• **SOURCE MATERIAL**
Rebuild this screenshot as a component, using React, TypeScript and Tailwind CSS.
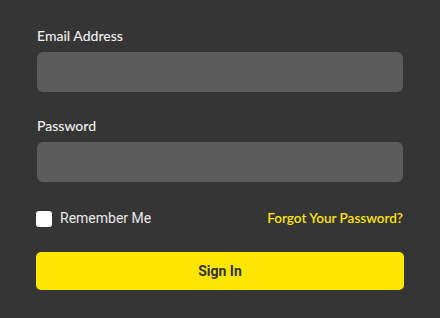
import React from 'react';

export default function App() {
  return (
    <div className="min-h-screen bg-[#353535] font-['Lato',sans-serif]">
      <form className="flex flex-col px-[37px] pt-[27px]">
        <label className="-mt-px mb-px text-[14px] leading-5 font-medium text-[#f0f0f0]">Email Address</label>
        <input type="email" className="mt-[5px] h-10 w-full rounded-md bg-[#5b5b5b] outline-none" />

        <label className="mt-[24px] mb-px text-[14px] leading-5 font-medium text-[#f0f0f0]">Password</label>
        <input type="password" className="mt-[5px] h-10 w-full rounded-md bg-[#5b5b5b] outline-none" />

        <div className="mt-[26px] flex items-center justify-between">
          <label className="flex items-center gap-2">
            <span className="-ml-px h-4 w-4 rounded-[3px] bg-white" />
            <span className="font-['Roboto',sans-serif] text-[14px] text-[#e8e8e8]">Remember Me</span>
          </label>
          <a href="#" className="text-[13.5px] font-semibold text-[#ffe600]">Forgot Your Password?</a>
        </div>

        <button type="button" className="mt-[23px] h-[38px] -mx-px rounded-[5px] bg-[#ffe600] font-['Roboto',sans-serif] text-[14px] font-bold text-[#333]">
          Sign In
        </button>
      </form>
    </div>
  );
}
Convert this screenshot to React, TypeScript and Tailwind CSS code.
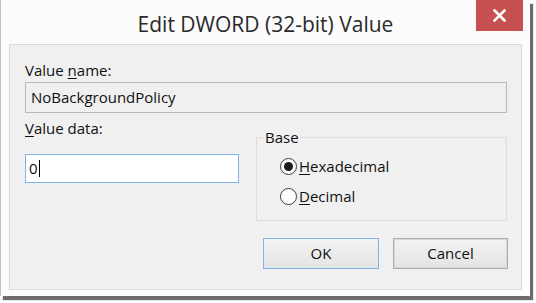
import React from 'react';

const font = { fontFamily: '"Open Sans", "Noto Sans", Arial, sans-serif' };

const Radio = ({ label, accel, checked }: { label: string; accel: string; checked?: boolean }) => (
  <div className="flex items-center h-[20px]">
    <span className="ml-[23px] w-[17px] h-[17px] rounded-full border border-[#3a3a3a] bg-white flex items-center justify-center">
      {checked && <span className="w-[9px] h-[9px] rounded-full bg-[#1a1a1a]" />}
    </span>
    <span className="ml-[2px] text-[15px] leading-[20px] text-[#111]">
      <span className="underline underline-offset-2">{accel}</span>
      {label}
    </span>
  </div>
);

const Button = ({ children, primary }: { children: React.ReactNode; primary?: boolean }) => (
  <button
    className={`h-[31px] rounded-none text-[15px] text-[#111] bg-gradient-to-b from-[#f2f2f2] to-[#e4e4e4] border ${
      primary ? 'w-[116px] border-[#7eb4ea]' : 'w-[115px] border-[#acacac] shadow-[inset_0_0_0_1px_#d9d9d9]'
    }`}
  >
    {children}
  </button>
);

export default function App() {
  return (
    <div className="w-[536px] h-[303px] bg-white overflow-hidden" style={font}>
      <div className="w-[530px] h-[296px] bg-[#fcfcfc] border-l border-[#c3c3c3] shadow-[3px_4px_1px_rgba(60,60,60,0.75)] flex flex-col">
        {/* Title bar */}
        <div className="h-[44px] grid grid-cols-[1fr_auto_1fr] items-start">
          <div />
          <div className="mt-[10px] text-[21px] leading-[28px] text-[#2a2a2a]">Edit DWORD (32-bit) Value</div>
          <div className="flex justify-end pr-[7px]">
            <button className="w-[47px] h-[31px] bg-[#c75050] flex items-center justify-center" aria-label="Close">
              <svg width="13" height="13" viewBox="0 0 13 13">
                <path d="M1.5 1.5 L11.5 11.5 M11.5 1.5 L1.5 11.5" stroke="white" strokeWidth="2.6" strokeLinecap="square" />
              </svg>
            </button>
          </div>
        </div>

        {/* Client area */}
        <div className="ml-[8px] w-[513px] h-[246px] bg-[#f0f0f0] border border-[#dadada] pl-[15px] flex flex-col">
          <div className="mt-[15px] h-[20px] text-[15px] leading-[20px] text-[#111]">
            Value <span className="underline underline-offset-2">n</span>ame:
          </div>
          <div className="mt-[2px] w-[482px] h-[31px] border border-[#b9b9b9] bg-[#f0f0f0] flex items-center pl-[5px] text-[15px] text-[#111]">
            NoBackgroundPolicy
          </div>

          <div className="flex">
            <div className="w-[214px] flex flex-col">
              <div className="mt-[5px] h-[20px] text-[15px] leading-[20px] text-[#111]">
                <span className="underline underline-offset-2">V</span>alue data:
              </div>
              <div className="mt-[16px] h-[29px] border border-[#7eb4ea] bg-white flex items-center pl-[3px] text-[15px] text-[#111]">
                0<span className="ml-[1px] w-[1px] h-[17px] bg-black" />
              </div>
            </div>

            <div className="ml-[17px] mt-[14px] w-[251px] flex flex-col">
              <div className="flex items-center h-[20px]">
                <div className="w-[8px] h-[2px] border-t border-[#dcdcdc] mt-[1px]" />
                <span className="px-[1px] text-[15px] leading-[20px] text-[#111]">Base</span>
                <div className="flex-1 h-[2px] border-t border-[#dcdcdc] mt-[1px]" />
              </div>
              <div className="-mt-[9px] h-[83px] border border-t-0 border-[#dcdcdc] flex flex-col pt-[18px] gap-[10px]">
                <Radio accel="H" label="exadecimal" checked />
                <Radio accel="D" label="ecimal" />
              </div>
            </div>
          </div>

          <div className="mt-[17px] flex justify-end gap-[14px] pr-[13px]">
            <Button primary>OK</Button>
            <Button>Cancel</Button>
          </div>
        </div>
      </div>
    </div>
  );
}
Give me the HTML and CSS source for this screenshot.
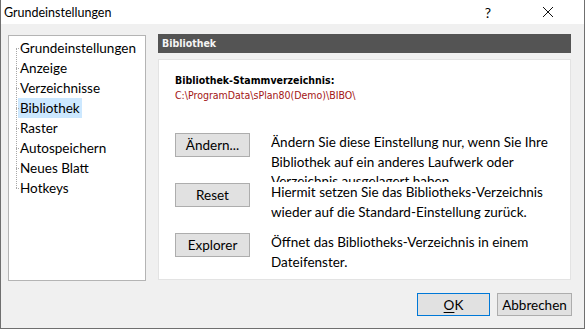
FILE: index.html
```html
<!DOCTYPE html>
<html lang="de">
<head>
  <meta charset="UTF-8">
  <title>Grundeinstellungen</title>
  <link rel="stylesheet" href="styles.css">
</head>
<body>
  <div class="window">
    <div class="titlebar">
      <span class="titlebar-text">Grundeinstellungen</span>
      <span class="titlebar-help">?</span>
      <span class="titlebar-close">
        <svg width="12" height="12" viewBox="0 0 12 12"><path d="M1 1L11 11M11 1L1 11" stroke="#111" stroke-width="1" fill="none"/></svg>
      </span>
    </div>

    <div class="dialog-body">
      <div class="dialog-main">
        <div class="tree">
          <ul class="tree-list">
            <li class="tree-item"><span>Grundeinstellungen</span></li>
            <li class="tree-item"><span>Anzeige</span></li>
            <li class="tree-item"><span>Verzeichnisse</span></li>
            <li class="tree-item selected"><span>Bibliothek</span></li>
            <li class="tree-item"><span>Raster</span></li>
            <li class="tree-item"><span>Autospeichern</span></li>
            <li class="tree-item"><span>Neues Blatt</span></li>
            <li class="tree-item"><span>Hotkeys</span></li>
          </ul>
        </div>

        <div class="settings">
          <div class="settings-header">Bibliothek</div>
          <div class="settings-panel">
            <div class="path-label">Bibliothek-Stammverzeichnis:</div>
            <div class="path-value">C:\ProgramData\sPlan80(Demo)\BIBO\</div>

            <div class="action-list">
              <div class="action-row">
                <button class="btn">Ändern...</button>
                <div class="action-desc">Ändern Sie diese Einstellung nur, wenn Sie Ihre<br>Bibliothek auf ein anderes Laufwerk oder<br>Verzeichnis ausgelagert haben.</div>
              </div>
              <div class="action-row">
                <button class="btn">Reset</button>
                <div class="action-desc">Hiermit setzen Sie das Bibliotheks-Verzeichnis<br>wieder auf die Standard-Einstellung zurück.</div>
              </div>
              <div class="action-row">
                <button class="btn">Explorer</button>
                <div class="action-desc">Öffnet das Bibliotheks-Verzeichnis in einem<br>Dateifenster.</div>
              </div>
            </div>
          </div>
        </div>
      </div>

      <div class="dialog-footer">
        <button class="btn btn-default"><u>O</u>K</button>
        <button class="btn">Abbrechen</button>
      </div>
    </div>
  </div>
</body>
</html>
```

FILE: styles.css
```css
body {
  margin: 0;
  padding: 0;
  font-family: Lato, "Noto Sans", sans-serif;
  color: #000000;
  background-color: #f0f0f0;
  overflow: hidden;
}

.window {
  width: 585px;
  height: 329px;
  box-sizing: border-box;
  border: 1px solid #6f6f6f;
  border-top: none;
  display: flex;
  flex-direction: column;
}

/* Titelleiste */
.titlebar {
  height: 24px;
  flex-shrink: 0;
  background-color: #ffffff;
  display: flex;
  align-items: center;
  font-size: 12.5px;
  color: #000000;
}

.titlebar-text {
  flex: 1;
  padding-left: 3px;
}

.titlebar-help {
  width: 20px;
  text-align: center;
  font-size: 14px;
  margin-right: 32px;
}

.titlebar-close {
  width: 36px;
  display: flex;
  justify-content: center;
  margin-right: 18px;
}

.dialog-body {
  flex: 1;
  background-color: #f0f0f0;
  padding: 10px 12px 0 7px;
  display: flex;
  flex-direction: column;
}

.dialog-main {
  display: flex;
  align-items: flex-start;
}

/* Baumansicht links */
.tree {
  width: 138px;
  height: 246px;
  margin-top: 1px;
  box-sizing: border-box;
  background-color: #ffffff;
  border: 1px solid #b4b4b4;
}

.tree-list {
  list-style: none;
  margin: 0;
  padding: 2px 0 0 0;
  position: relative;
}

.tree-list::before {
  content: "";
  position: absolute;
  left: 7px;
  top: 12px;
  height: 140px;
  border-left: 1px dotted #a8a8a8;
}

.tree-item {
  height: 20px;
  line-height: 20px;
  font-size: 13.5px;
  padding-left: 9px;
  position: relative;
  white-space: nowrap;
}

.tree-item::before {
  content: "";
  position: absolute;
  left: 7px;
  top: 10px;
  width: 3px;
  border-top: 1px dotted #a8a8a8;
}

.tree-item span {
  display: inline-block;
  padding: 0 2px;
}

.tree-item.selected span {
  background-color: #cce8ff;
}

/* Einstellungsbereich rechts */
.settings {
  margin-left: 12px;
  width: 413px;
}

.settings-header {
  height: 19px;
  line-height: 19px;
  background-color: #545454;
  color: #f4f4f4;
  font-family: "DejaVu Sans Condensed", "DejaVu Sans", sans-serif;
  font-weight: bold;
  font-size: 10.5px;
  padding-left: 4px;
}

.settings-panel {
  margin-top: 6px;
  height: 221px;
  box-sizing: border-box;
  background-color: #ffffff;
  border: 1px solid #e3e3e3;
  padding: 14px 15px 0 16px;
}

.path-label {
  font-family: "DejaVu Sans Condensed", "DejaVu Sans", sans-serif;
  font-weight: bold;
  font-size: 10.5px;
  line-height: 13px;
}

.path-value {
  font-family: "DejaVu Sans Condensed", "DejaVu Sans", sans-serif;
  font-size: 10.5px;
  line-height: 14px;
  margin-top: 1px;
  color: #a31515;
}

.action-list {
  margin-top: 31px;
  display: flex;
  flex-direction: column;
}

.action-row {
  display: flex;
  align-items: flex-start;
  height: 50px;
}

.btn {
  font-family: Lato, "Noto Sans", sans-serif;
  font-size: 13.5px;
  color: #000000;
  background-color: #e1e1e1;
  border: 1px solid #adadad;
  height: 24px;
  width: 75px;
  padding: 0;
  flex-shrink: 0;
}

.action-desc {
  margin-left: 21px;
  font-size: 13.5px;
  line-height: 19.5px;
  height: 49px;
  overflow: hidden;
  white-space: nowrap;
}

/* Fußleiste */
.dialog-footer {
  display: flex;
  justify-content: flex-end;
  gap: 7px;
  margin-top: 12px;
}

.dialog-footer .btn {
  height: 23px;
}

.btn-default {
  width: 73px;
  border-color: #0078d7;
}

.btn-default u {
  text-decoration: underline;
  text-underline-offset: 2px;
}
```
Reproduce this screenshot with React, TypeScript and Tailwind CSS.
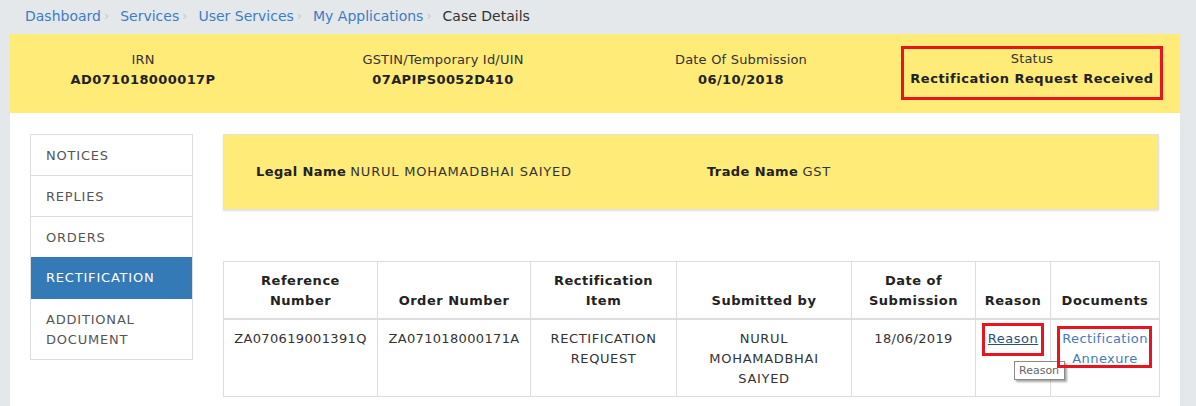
import React from 'react';

const crumbs = ['Dashboard', 'Services', 'User Services', 'My Applications'];

const summary = [
    { label: 'IRN', value: 'AD071018000017P' },
    { label: 'GSTIN/Temporary Id/UIN', value: '07APIPS0052D410' },
    { label: 'Date Of Submission', value: '06/10/2018' },
];

const tabs = ['NOTICES', 'REPLIES', 'ORDERS', 'RECTIFICATION', 'ADDITIONAL DOCUMENT'];

const App: React.FC = () => {
    return (
        <div className="w-[1196px] h-[406px] overflow-hidden bg-[#e4e8eb] font-['DejaVu_Sans',Verdana,sans-serif] text-[13px] leading-[20px] text-[#333]">
            <div className="ml-[10px] w-[1170px]">
                {/* Breadcrumb */}
                <nav className="h-[34px] flex items-center pl-[15px] text-[14px] pb-[2px]">
                    {crumbs.map((c) => (
                        <span key={c} className="flex items-center">
                            <a className="text-[#3f7cc2]">{c}</a>
                            <span className="ml-[3px] mr-[11px] text-[#c5c9cc] text-[13px]">›</span>
                        </span>
                    ))}
                    <span className="text-[#333]">Case Details</span>
                </nav>

                {/* Case summary band */}
                <div className="bg-[#feeb78] h-[79px] grid grid-cols-[266px_334px_262px_1fr] pt-[16px] tracking-[0.4px]">
                    {summary.map((s) => (
                        <div key={s.label} className="text-center">
                            <div className="text-[#333] tracking-[0.2px]">{s.label}</div>
                            <div className="font-bold text-[#222]">{s.value}</div>
                        </div>
                    ))}
                    <div className="pl-[29px] -mt-[4px]">
                        <div className="w-[262px] h-[54px] border-[3px] border-[#e8141e] text-center">
                            <div className="text-[#333] tracking-[0.2px]">Status</div>
                            <div className="font-bold text-[#222] tracking-[0.5px]">Rectification Request Received</div>
                        </div>
                    </div>
                </div>

                {/* Body */}
                <div className="bg-white h-[293px] flex pt-[21px] pl-[20px]">
                    <ul className="w-[163px] self-start border border-[#ddd] tracking-[0.8px]">
                        {tabs.map((t, i) => (
                            <li
                                key={t}
                                className={
                                    t === 'RECTIFICATION'
                                        ? 'bg-[#337ab7] text-white px-[15px] pt-[11px] pb-[9px] h-[42px]'
                                        : 'text-[#555] px-[15px] pt-[11px] pb-[9px] bg-white ' +
                                          (i < tabs.length - 1 && tabs[i + 1] !== 'RECTIFICATION' ? 'border-b border-[#ddd]' : '')
                                }
                            >
                                {t === 'ADDITIONAL DOCUMENT' ? (
                                    <>
                                        ADDITIONAL
                                        <br />
                                        DOCUMENT
                                    </>
                                ) : (
                                    t
                                )}
                            </li>
                        ))}
                    </ul>

                    <div className="ml-[30px] w-[936px]">
                        <div className="h-[76px] bg-[#feeb78] border border-[#e2e2e2] shadow-[0_1px_2px_rgba(0,0,0,0.12)] grid grid-cols-2 items-center px-4">
                            <div className="px-4">
                                <span className="font-bold text-[#222] tracking-[0.4px]">Legal Name</span>{' '}
                                <span className="tracking-[0.8px]">NURUL MOHAMADBHAI SAIYED</span>
                            </div>
                            <div className="px-4">
                                <span className="font-bold text-[#222] tracking-[0.4px]">Trade Name</span>{' '}
                                <span className="tracking-[0.8px]">GST</span>
                            </div>
                        </div>

                        <table className="mt-[51px] w-[936px] table-fixed border-collapse">
                            <thead>
                                <tr className="font-bold text-[#222] tracking-[0.5px]">
                                    <th className="w-[154px] border border-b-2 border-[#ddd] px-1 pt-[9px] pb-[7px] align-bottom">Reference Number</th>
                                    <th className="w-[153px] border border-b-2 border-[#ddd] px-1 pt-[9px] pb-[7px] align-bottom">Order Number</th>
                                    <th className="w-[146px] border border-b-2 border-[#ddd] px-1 pt-[9px] pb-[7px] align-bottom">Rectification Item</th>
                                    <th className="w-[175px] border border-b-2 border-[#ddd] px-1 pt-[9px] pb-[7px] align-bottom">Submitted by</th>
                                    <th className="w-[124px] border border-b-2 border-[#ddd] px-1 pt-[9px] pb-[7px] align-bottom">Date of Submission</th>
                                    <th className="w-[75px] border border-b-2 border-[#ddd] px-1 pt-[9px] pb-[7px] align-bottom">Reason</th>
                                    <th className="w-[109px] border border-b-2 border-[#ddd] px-1 pt-[9px] pb-[7px] align-bottom">Documents</th>
                                </tr>
                            </thead>
                            <tbody>
                                <tr className="text-center align-top">
                                    <td className="border border-[#ddd] px-[4px] pt-[9px] pb-[7px] tracking-[0.35px]">ZA070619001391Q</td>
                                    <td className="border border-[#ddd] px-[4px] pt-[9px] pb-[7px] tracking-[0.35px]">ZA071018000171A</td>
                                    <td className="border border-[#ddd] px-1 pt-[9px] pb-[7px] tracking-[0.6px]">
                                        RECTIFICATION
                                        <br />
                                        REQUEST
                                    </td>
                                    <td className="border border-[#ddd] px-1 pt-[9px] pb-[7px] tracking-[0.7px]">
                                        NURUL
                                        <br />
                                        MOHAMADBHAI
                                        <br />
                                        SAIYED
                                    </td>
                                    <td className="border border-[#ddd] px-1 pt-[9px] pb-[7px] tracking-[0.35px]">18/06/2019</td>
                                    <td className="relative border border-[#ddd] px-1 pt-[9px] pb-[7px] tracking-[0.5px]">
                                        <a className="text-[#23527c] underline">Reason</a>
                                        {/* annotation box */}
                                        <span className="absolute left-[6px] top-[3px] w-[62px] h-[33px] border-[3px] border-[#e8141e]" />
                                        {/* hover tooltip */}
                                        <span className="absolute z-10 left-[38px] top-[41px] w-[51px] h-[19px] bg-white border border-[#8a8a8a] shadow-[2px_2px_2px_rgba(0,0,0,0.35)] text-[11px] leading-[17px] tracking-normal text-[#666] text-left pl-[4px]">
                                            Reason
                                        </span>
                                    </td>
                                    <td className="relative border border-[#ddd] px-1 pt-[9px] pb-[7px] tracking-[0.4px]">
                                        <a className="text-[#3f7cc2]">
                                            Rectification
                                            <br />
                                            Annexure
                                        </a>
                                        <span className="absolute z-20 left-[6px] top-[6px] w-[95px] h-[42px] border-[3px] border-[#e8141e]" />
                                    </td>
                                </tr>
                            </tbody>
                        </table>
                    </div>
                </div>
            </div>
        </div>
    );
};

export default App;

• **SHORT PROBLEM**
Scan the lines for the string "screenshot". Pick out every line that has it.

• **TASK RESULT**
Rebuild this screenshot as a component, using React, TypeScript and Tailwind CSS.
Convert this screenshot to React, TypeScript and Tailwind CSS code.
Give me the HTML and CSS source for this screenshot.
Reproduce this screenshot with React, TypeScript and Tailwind CSS.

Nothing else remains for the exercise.